- Other names: Aniridia-cerebellar ataxia-intellectual disability, Partial aniridia-cerebellar ataxia-oligophrenia
- Gillespie syndrome can be inherited in either an autosomal dominant (left) or autosomal recessive (right) pattern.

= Gillespie syndrome =

Gillespie syndrome, also called aniridia, cerebellar ataxia and mental deficiency, is a rare genetic disorder. The disorder is characterized by partial aniridia (meaning that part of the iris is missing), ataxia (motor and coordination problems), and, in most cases, intellectual disability. It is heterogeneous, inherited in either an autosomal dominant or autosomal recessive manner. Gillespie syndrome was first described by American ophthalmologist Fredrick Gillespie in 1965.

== Presentation ==
The combination of muscular hypotonia and fixed dilated pupils in infancy is suspicious of Gillespie syndrome. Early onset partial aniridia, cerebellar ataxia, and intellectual disability are hallmark of syndrome. The iris abnormality is specific and seems pathognomonic of Gillespie syndrome. The aniridia consisting of a superior coloboma and inferior iris hypoplasia, foveomacular dysplasia.

Atypical Gillespie syndrome associated with bilateral ptosis, exotropia, correctopia, iris hypoplasia, anterior capsular lens opacities, foveal hypoplasia, retinal vascular tortuosity, and retinal hypopigmentation.

Neurological signs are nystagmus, mild craniofacial asymmetry, axial hypotonia, developmental delay, and mild intellectual disability. Mariën P did not support the prevailing view of a global intellectual disability as a cardinal feature of Gillespie syndrome but primarily reflect cerebellar induced neurobehavioral dysfunctions following disruption of the cerebrocerebellar anatomical circuitry that closely resembles the "cerebellar cognitive and affective syndrome" (CeCAS).

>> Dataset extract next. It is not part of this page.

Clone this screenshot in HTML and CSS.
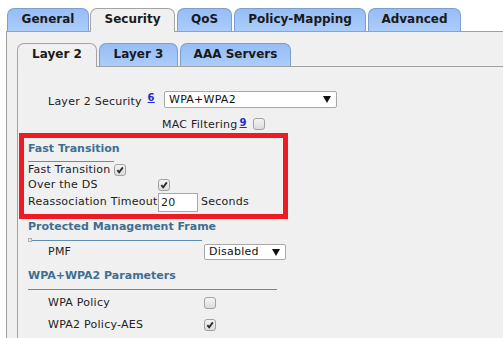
FILE: index.html
```html
<!DOCTYPE html>
<html>
<head>
<meta charset="utf-8">
<link rel="stylesheet" href="styles.css">
</head>
<body>
<div class="page">
  <div class="tabs outer">
    <div class="tab t-general">General</div>
    <div class="tab active t-security">Security</div>
    <div class="tab t-qos">QoS</div>
    <div class="tab t-policy">Policy-Mapping</div>
    <div class="tab t-adv">Advanced</div>
  </div>
  <div class="panel">
    <div class="tabs inner">
      <div class="tab active t-l2">Layer 2</div>
      <div class="tab t-l3">Layer 3</div>
      <div class="tab t-aaa">AAA Servers</div>
    </div>
    <div class="subpanel">
      <div class="row r-l2sec">
        <span class="lbl l2lbl">Layer 2 Security <a class="sup">6</a></span>
        <div class="select sel-l2"><span>WPA+WPA2</span><span class="arrow"></span></div>
      </div>
      <div class="row r-mac">
        <span class="maclbl">MAC Filtering<a class="sup2">9</a></span>
        <span class="cb mac-cb"></span>
      </div>
      <div class="redbox">
        <div class="heading h-ft">Fast Transition</div>
        <div class="hline hl-ft"></div>
        <div class="row r-ft">
          <span>Fast Transition</span>
          <span class="cb checked ft-cb"><svg viewBox="0 0 12 12"><path d="M2.8 6.2 L5 8.8 L9.4 2.8" fill="none" stroke="#2a2a2a" stroke-width="2.2"/></svg></span>
        </div>
        <div class="row r-ds">
          <span class="ds-lbl">Over the DS</span>
          <span class="cb checked"><svg viewBox="0 0 12 12"><path d="M2.8 6.2 L5 8.8 L9.4 2.8" fill="none" stroke="#2a2a2a" stroke-width="2.2"/></svg></span>
        </div>
        <div class="row r-re">
          <span class="re-lbl">Reassociation Timeout</span>
          <span class="input">20</span>
          <span class="secs">Seconds</span>
        </div>
      </div>
      <div class="heading h-pmf">Protected Management Frame</div>
      <div class="hline hl-pmf"><span class="mini"></span></div>
      <div class="row r-pmf">
        <span class="lbl pmf-lbl">PMF</span>
        <div class="select sel-pmf"><span>Disabled</span><span class="arrow"></span></div>
      </div>
      <div class="heading h-wpa">WPA+WPA2 Parameters</div>
      <div class="hline hl-wpa"></div>
      <div class="row r-wpa">
        <span class="lbl pmf-lbl">WPA Policy</span>
        <span class="cb"></span>
      </div>
      <div class="row r-wpa2">
        <span class="lbl pmf-lbl">WPA2 Policy-AES</span>
        <span class="cb checked"><svg viewBox="0 0 12 12"><path d="M2.8 6.2 L5 8.8 L9.4 2.8" fill="none" stroke="#2a2a2a" stroke-width="2.2"/></svg></span>
      </div>
    </div>
  </div>
</div>
</body>
</html>
```
FILE: styles.css
```css
html, body {
  margin: 0;
  padding: 0;
  background: #ffffff;
  width: 503px;
  height: 338px;
  overflow: hidden;
  font-family: Verdana, "DejaVu Sans", sans-serif;
  font-size: 11px;
  color: #222;
}
.page {
  padding-top: 8px;
  padding-left: 6px;
  height: 330px;
  overflow: hidden;
}
.tabs {
  display: flex;
  gap: 2px;
  border-bottom: 1px solid #a0a0a0;
  align-items: flex-end;
}
.tabs.outer {
  height: 23px;
  padding-left: 1px;
}
.tab {
  box-sizing: border-box;
  height: 23px;
  line-height: 21px;
  text-align: center;
  font-weight: bold;
  font-size: 12px;
  color: #1a1a1a;
  background: linear-gradient(#97bdf5, #abcdfb);
  border: 1px solid #7e9fcb;
  border-bottom: none;
  border-radius: 7px 7px 0 0;
}
.tab.active {
  background: #f0f0f0;
  border-color: #a4a4a4;
  height: 24px;
  margin-bottom: -1px;
}
.t-general { width: 82px; }
.t-security { width: 85px; margin-left: -1px; }
.t-qos { width: 55px; }
.t-policy { width: 132px; }
.t-adv { width: 93px; }
.panel {
  background: #f0f0f0;
  border-left: 1px solid #a0a0a0;
  padding-top: 11px;
  padding-left: 10px;
  height: 295px;
}
.tabs.inner {
  height: 23px;
}
.t-l2 { width: 80px; }
.t-l3 { width: 79px; }
.t-aaa { width: 111px; }
.subpanel {
  border-left: 1px solid #a0a0a0;
  height: 247px;
  padding-top: 24px;
  letter-spacing: 0.25px;
}
.row {
  display: flex;
  align-items: center;
  height: 14px;
  line-height: 14px;
  white-space: nowrap;
}
.r-l2sec { height: 17px; }
.lbl { display: inline-block; }
.l2lbl { width: 116px; padding-left: 30px; }
.sup {
  color: #1a2ccc;
  text-decoration: underline;
  font-weight: bold;
  font-size: 10px;
  vertical-align: 4px;
  margin-left: 2px;
}
.sup2 {
  color: #1a2ccc;
  text-decoration: underline;
  font-weight: bold;
  font-size: 10px;
  vertical-align: 2px;
  margin-left: 2px;
}
.select {
  box-sizing: border-box;
  height: 17px;
  background: #fff;
  border: 1px solid #a8a8a8;
  border-radius: 2px;
  display: flex;
  align-items: center;
  justify-content: space-between;
  padding: 0 5px 0 4px;
  color: #111;
}
.sel-l2 { width: 173px; }
.arrow {
  width: 0;
  height: 0;
  border-left: 4px solid transparent;
  border-right: 4px solid transparent;
  border-top: 7px solid #111;
}
.r-mac {
  margin-top: 9px;
}
.maclbl { padding-left: 144px; display: inline-block; }
.mac-cb { margin-left: 6px; }
.cb {
  box-sizing: border-box;
  width: 12px;
  height: 12px;
  border: 1px solid #a2a2a2;
  border-radius: 3px;
  background: linear-gradient(#f4f4f4, #dcdcdc);
  display: inline-flex;
  align-items: center;
  justify-content: center;
}
.cb svg { width: 10px; height: 10px; }
.redbox {
  margin-top: 2px;
  margin-left: 1px;
  width: 269px;
  box-sizing: border-box;
  border: 5px solid #ed1c24;
  padding-left: 4px;
  padding-bottom: 3px;
}
.heading {
  font-weight: bold;
  color: #3e6f93;
  line-height: 14px;
  height: 14px;
  white-space: nowrap;
  letter-spacing: 0;
}
.h-ft { margin-top: 4px; }
.hline {
  height: 1px;
  background: #5e8fb3;
}
.hl-ft { width: 86px; margin-top: 5px; }
.r-ft { margin-top: 1px; }
.ft-cb { margin-left: 3px; }
.ds-lbl { width: 130px; display: inline-block; }
.re-lbl { width: 129px; display: inline-block; }
.r-ds { margin-top: 1px; }
.r-re { margin-top: 1px; height: 18px; }
.input {
  box-sizing: border-box;
  width: 40px;
  height: 19px;
  background: #fff;
  border: 1px solid #a8a8a8;
  line-height: 17px;
  padding-left: 2px;
  margin-left: 1px;
}
.secs { margin-left: 3px; }
.h-pmf { margin-top: 1px; margin-left: 10px; }
.hl-pmf {
  margin-top: 6px;
  margin-left: 10px;
  width: 174px;
  position: relative;
}
.mini {
  position: absolute;
  left: 0;
  top: -2px;
  width: 4px;
  height: 4px;
  box-sizing: border-box;
  border: 1px solid #b0b0b0;
  background: #e8e8e8;
}
.r-pmf { margin-top: 3px; height: 16px; }
.pmf-lbl { width: 156px; padding-left: 30px; }
.sel-pmf { width: 82px; height: 16px; }
.h-wpa { margin-top: 9px; margin-left: 10px; }
.hl-wpa { margin-top: 6px; margin-left: 10px; width: 249px; }
.r-wpa { margin-top: 6px; }
.r-wpa2 { margin-top: 8px; }
```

Congenital pulmonary stenosis and helix dysplasia can be associated.

== Genetics ==

Gillespie syndrome is a heterogeneous disorder, and can be inherited in either an autosomal dominant or recessive manner. Autosomal dominant inheritance indicates that the defective gene responsible for a disorder is located on an autosome, and only one copy of the gene is sufficient to cause the disorder, when inherited from a parent who has the disorder.

Autosomal recessive inheritance means the defective gene responsible for the disorder is located on an autosome, but two copies of the defective gene (one inherited from each parent) are required in order to be born with the disorder. The parents of an individual with an autosomal recessive disorder both carry one copy of the defective gene, but usually do not experience any signs or symptoms of the disorder.

PAX6 gene analysis can also be helpful to distinguish between autosomal dominant aniridia and Gillespie syndrome. However atypical Gillespie syndrome is associated mutation with PAX6 gene.

To elucidate the underlying genetic defects karyotyping and the search for de novo translocations especially of chromosome X and 11 should be performed.

This condition is caused by mutations in the inositol 1,4,5-trisphosphate receptor type 1 (ITPR1) gene. This gene is located on the short arm of chromosome 3 (3p26.1). Mutations in this gene have also been associated with spinocerebellar ataxia type 15 and 29.

==Diagnosis==
Brain MRI shows vermis atrophy or hypoplasic. Cerebral and cerebellar atrophy with white matter changes in some cases.
== History ==
1. 1964 – GILLESPIE FD first described in two siblings with aniridia, cerebellar ataxia, and intellectual disability.
2. 1971 – Sarsfield, J. K. described more cases in a family with normal NCV and muscle biopsy.
3. 1997 – Nelson J reported diffuse MRI abnormality in Cerebral and cerebellar atrophy with white matter changes suggested more diffuse disease.
4. 1998 – Dollfus H reported a patient with a phenotype suggestive of a chromosomal abnormality.
5. 2008 – Mariën P found limited cognitive deficit that closely resembles the "cerebellar cognitive and affective syndrome" (CeCAS).